For the second time in a decade, 72-year-old Misha Gontcharov started a new life. When he was 70, he won an immigration lottery, said goodbye to his home in Tashkent, Uzbekistan, and began life as a New Yorker. This spring, with the help of Friends of Refugees of Eastern Europe, known as FREE, he renewed his spiritual life by undergoing a bris milah, or ritual circumcision.

Gontcharov may be old enough to be a grandfather to the typical eight-day-old baby who normally cries its way through the traditional Jewish rite, but he's not alone in undergoing the operation so late in life.
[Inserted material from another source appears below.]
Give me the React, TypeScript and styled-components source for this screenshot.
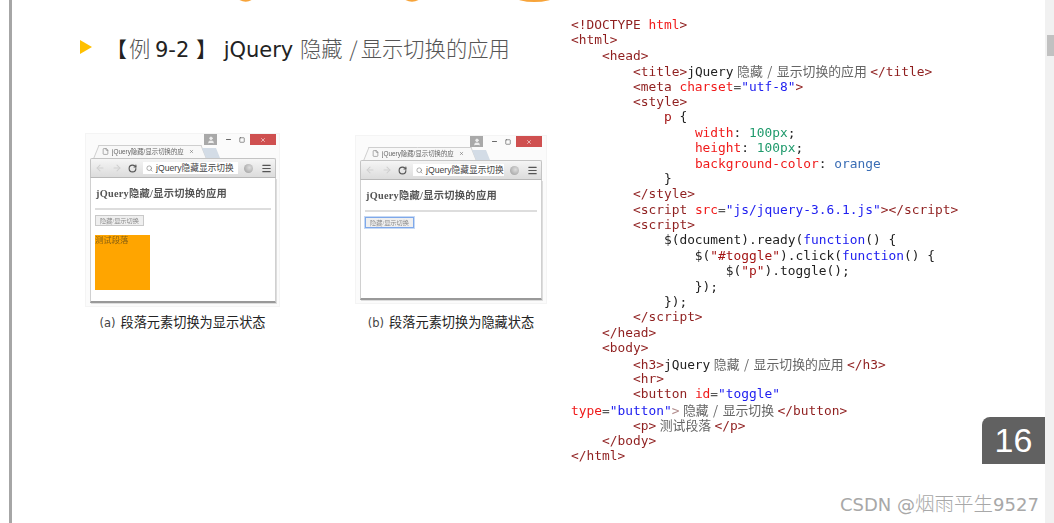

In the past few weeks, FREE has helped Shaya, age 61, and Alexander, 63, enter the age-old covenant of the Jewish people. (Neither man wanted their last name released.) Back in 1970, when the organization's Circumcision Program first started, 90 percent of the participants were young boys. Today the majority of its clients are in the 30 to 60-year-old range.

"Fathers thought it was already too late for them to have a bris, but they wanted their sons to have the right start as Jews," said Rabbi Mayer Okunov, chairman of the Chabad-Lubavitch-affiliated organization. Years of living in freedom and as part of America's Jewish communities fortified older adults with more resolve. "Now they are saying it's better late than never."
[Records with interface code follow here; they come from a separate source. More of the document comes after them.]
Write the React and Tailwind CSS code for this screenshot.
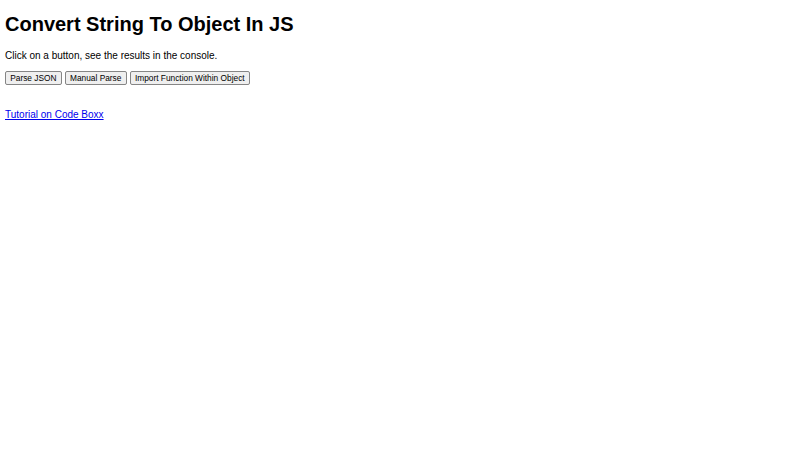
import React from 'react';

const buttons = ['Parse JSON', 'Manual Parse', 'Import Function Within Object'];

export default function App() {
  const log = (name) => console.log(name);

  return (
    <div className="min-h-screen bg-white px-[5px] pt-[13.4px] text-black font-['Liberation_Sans',Arial,sans-serif]">
      {/* Heading */}
      <h1 className="m-0 text-[20px] leading-[23px] font-bold">Convert String To Object In JS</h1>
      <p className="mt-[13.4px] mb-[10px] text-[10px] leading-[11.5px]">
        Click on a button, see the results in the console.
      </p>

      {/* Demo buttons */}
      <div className="flex items-start gap-[3px]">
        {buttons.map(b => (
          <button
            key={b}
            onClick={() => log(b)}
            className="bg-[#efefef] border border-[#858585] rounded-[2px] px-[4.25px] py-[1px] text-[8.33px] leading-[10px] text-black cursor-default"
          >
            {b}
          </button>
        ))}
      </div>

      <div className="mt-[24px] text-[10px] leading-[11.5px]">
        <a href="#" className="text-[#0000ee] underline">Tutorial on Code Boxx</a>
      </div>
    </div>
  );
}
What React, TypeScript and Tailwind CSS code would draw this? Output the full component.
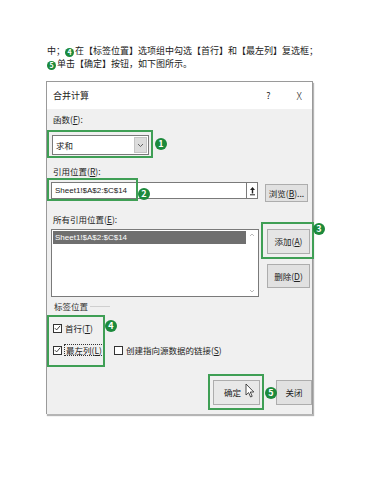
import React from "react";

const FONT = '"Noto Sans CJK SC", "Liberation Sans", sans-serif';

function Num({ n, className }: { n: string; className: string }) {
  return (
    <div
      className={`absolute w-[12px] h-[12px] rounded-full bg-[#1c8a3c] text-white text-[9px] font-bold leading-[12px] text-center ${className}`}
    >
      {n}
    </div>
  );
}

function InlineNum({ n }: { n: string }) {
  return (
    <span className="inline-block w-[9px] h-[9px] rounded-full bg-[#1c8a3c] text-white text-[7px] font-bold leading-[9px] text-center align-[-0.5px] mr-[1px]">
      {n}
    </span>
  );
}

function Check({ checked }: { checked: boolean }) {
  return (
    <div className="w-[9px] h-[9px] border border-[#333] bg-white flex items-center justify-center shrink-0">
      {checked && (
        <svg width="8" height="8" viewBox="0 0 8 8">
          <path d="M1 4.2 L3 6.2 L7 1.5" fill="none" stroke="#222" strokeWidth="1" />
        </svg>
      )}
    </div>
  );
}

function Btn({ children, className }: { children: React.ReactNode; className: string }) {
  return (
    <div
      className={`border border-[#adadad] bg-[#e1e1e1] flex items-center justify-center text-[8.5px] text-[#222] ${className}`}
    >
      {children}
    </div>
  );
}

export default function App() {
  return (
    <div className="w-[370px] h-[480px] bg-white overflow-hidden" style={{ fontFamily: FONT }}>
      <div className="pt-[44px] pl-[47px] text-[9px] leading-[13px] text-[#222] whitespace-nowrap">
        <div>
          中；<InlineNum n="4" />在【标签位置】选项组中勾选【首行】和【最左列】复选框；
        </div>
        <div>
          <InlineNum n="5" />单击【确定】按钮，如下图所示。
        </div>
      </div>

      <div className="relative mt-[11px] ml-[46px] w-[267px] h-[333px] border border-[#9a9a9a] shadow-[1px_2px_1px_#b5b5b5]">
        {/* title bar */}
        <div className="h-[27px] bg-white flex items-center pl-[6px] text-[9px] text-[#222]">
          <span>合并计算</span>
          <span className="ml-auto mr-[26px] text-[9px]">?</span>
          <span className="mr-[10px] text-[10px] font-light">X</span>
        </div>

        {/* body */}
        <div className="h-[305px] bg-[#f0f0f0] pl-[4px] text-[8.5px] text-[#222]">
          <div className="pt-[5px] h-[15px] leading-[10px] pl-[2px]">
            函数(<u>F</u>):
          </div>
          <div className="mt-[11px] ml-[1px] w-[97px] h-[20px] border border-[#7a7a7a] bg-white flex">
            <div className="flex-1 flex items-center pl-[3px]">求和</div>
            <div className="w-[13px] m-[1px] bg-[#dcdcdc] border border-[#c4c4c4] flex items-center justify-center">
              <svg width="7" height="5" viewBox="0 0 7 5">
                <path d="M1 1 L3.5 3.5 L6 1" fill="none" stroke="#555" strokeWidth="0.9" />
              </svg>
            </div>
          </div>

          <div className="mt-[11px] h-[10px] leading-[10px] pl-[2px]">
            引用位置(<u>R</u>):
          </div>
          <div className="mt-[6px] h-[20px] flex">
            <div className="w-[195px] h-[17px] bg-white border border-[#7a7a7a] border-r-0 flex items-center pl-[3px] text-[8px]" style={{ fontFamily: '"Liberation Sans", sans-serif' }}>
              Sheet1!$A$2:$C$14
            </div>
            <div className="w-[12px] h-[17px] bg-white border border-[#7a7a7a] flex items-center justify-center">
              <svg width="7" height="10" viewBox="0 0 7 10">
                <path d="M3.5 1 L6 4 H4.2 V7.5 H2.8 V4 H1 Z" fill="#222" />
                <rect x="1" y="8.3" width="5" height="1" fill="#222" />
              </svg>
            </div>
            <Btn className="ml-[7px] mt-[2px] w-[43px] h-[18px]">
              <span>
                浏览(<u>B</u>)...
              </span>
            </Btn>
          </div>

          <div className="mt-[12px] h-[10px] leading-[10px] pl-[2px]">
            所有引用位置(<u>E</u>):
          </div>
          <div className="mt-[5px] flex">
            <div className="w-[208px] h-[68px] bg-white border border-[#7a7a7a] flex p-[1px]">
              <div className="flex-1">
                <div className="h-[13px] bg-[#6f6f6f] text-white text-[8px] leading-[13px] pl-[2px]" style={{ fontFamily: '"Liberation Sans", sans-serif' }}>
                  Sheet1!$A$2:$C$14
                </div>
              </div>
              <div className="w-[11px] flex flex-col justify-between items-center py-[2px] text-[#aaa]">
                <svg width="6" height="4" viewBox="0 0 6 4">
                  <path d="M1 3 L3 1 L5 3" fill="none" stroke="#aaa" strokeWidth="0.8" />
                </svg>
                <svg width="6" height="4" viewBox="0 0 6 4">
                  <path d="M1 1 L3 3 L5 1" fill="none" stroke="#aaa" strokeWidth="0.8" />
                </svg>
              </div>
            </div>
            <div className="ml-[8px] flex flex-col gap-[10px]">
              <Btn className="w-[43px] h-[25px] bg-[#e5e5e5]">
                <span>
                  添加(<u>A</u>)
                </span>
              </Btn>
              <Btn className="w-[43px] h-[24px]">
                <span>
                  删除(<u>D</u>)
                </span>
              </Btn>
            </div>
          </div>

          <div className="mt-[4px] h-[10px] flex items-center">
            <span className="pl-[3px] leading-[10px] text-[#333]">标签位置</span>
            <div className="w-[20px] h-0 border-t border-[#cfcfcf] ml-[2px]" />
          </div>
          <div className="mt-[12px] flex items-center pl-[2px] h-[10px]">
            <Check checked />
            <span className="ml-[3px]">
              首行(<u>T</u>)
            </span>
          </div>
          <div className="mt-[12px] flex items-center pl-[2px] h-[10px]">
            <Check checked />
            <span className="ml-[2px] border border-dotted border-[#333] px-[1px] leading-[10px]">
              最左列(<u>L</u>)
            </span>
            <div className="ml-[10px]">
              <Check checked={false} />
            </div>
            <span className="ml-[3px]">
              创建指向源数据的链接(<u>S</u>)
            </span>
          </div>

          <div className="mt-[25px] flex">
            <Btn className="ml-[162px] w-[47px] h-[25px] bg-[#e8e8e8] border-[#8a8a8a]">
              <span className="mr-[8px]">确定</span>
            </Btn>
            <Btn className="ml-[16px] w-[36px] h-[25px] bg-[#dcdcdc]">
              <span>关闭</span>
            </Btn>
          </div>
        </div>

        {/* annotations */}
        <div className="absolute left-[0px] top-[48px] w-[106px] h-[28px] border-2 border-[#3f9f55]" />
        <Num n="1" className="left-[108px] top-[56px]" />
        <div className="absolute left-[0px] top-[96px] w-[91px] h-[23px] border-2 border-[#3f9f55]" />
        <Num n="2" className="left-[91px] top-[106px]" />
        <div className="absolute left-[214px] top-[140px] w-[53px] h-[37px] border-2 border-[#3f9f55]" />
        <Num n="3" className="left-[266px] top-[141px]" />
        <div className="absolute left-[0px] top-[233px] w-[58px] h-[52px] border-2 border-[#3f9f55]" />
        <Num n="4" className="left-[58px] top-[238px]" />
        <div className="absolute left-[161px] top-[292px] w-[56px] h-[36px] border-2 border-[#3f9f55]" />
        <Num n="5" className="left-[218px] top-[305px]" />

        {/* cursor */}
        <svg className="absolute left-[198px] top-[301px]" width="10" height="15" viewBox="0 0 10 15">
          <path
            d="M1 1 L1 12 L3.6 9.6 L5.6 14 L7.2 13.3 L5.3 9 L8.8 9 Z"
            fill="white"
            stroke="#222"
            strokeWidth="0.8"
            strokeLinejoin="round"
          />
        </svg>
      </div>
    </div>
  );
}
Many men of all ages choose to have a bris out of a desire to "be the same as their sons," said Okunov, or to celebrate important milestones where other Jewish ceremonies are involved – a son's bar mitzvah or a daughter's wedding, for instance. Shaya, for one, approached F.R.E.E. for a bris at the urging of his son David, who had his bris done by the group several months prior.

Strapping and solid from years of physical labor, Gontcharov wanted a bris for as long as he could remember. His mother was afraid to broach the topic with his father, a non-Jewish Communist Party apparatchik. "I always felt I had missed something important in Judaism," he said. At a Torah class sponsored by FREE in Brooklyn, N.Y., Gontcharov studied the life of Abraham.

"I thought to myself, 'Abraham had a bris at 99,' " said Gontcharov. "I am only 72, surely I can have one too."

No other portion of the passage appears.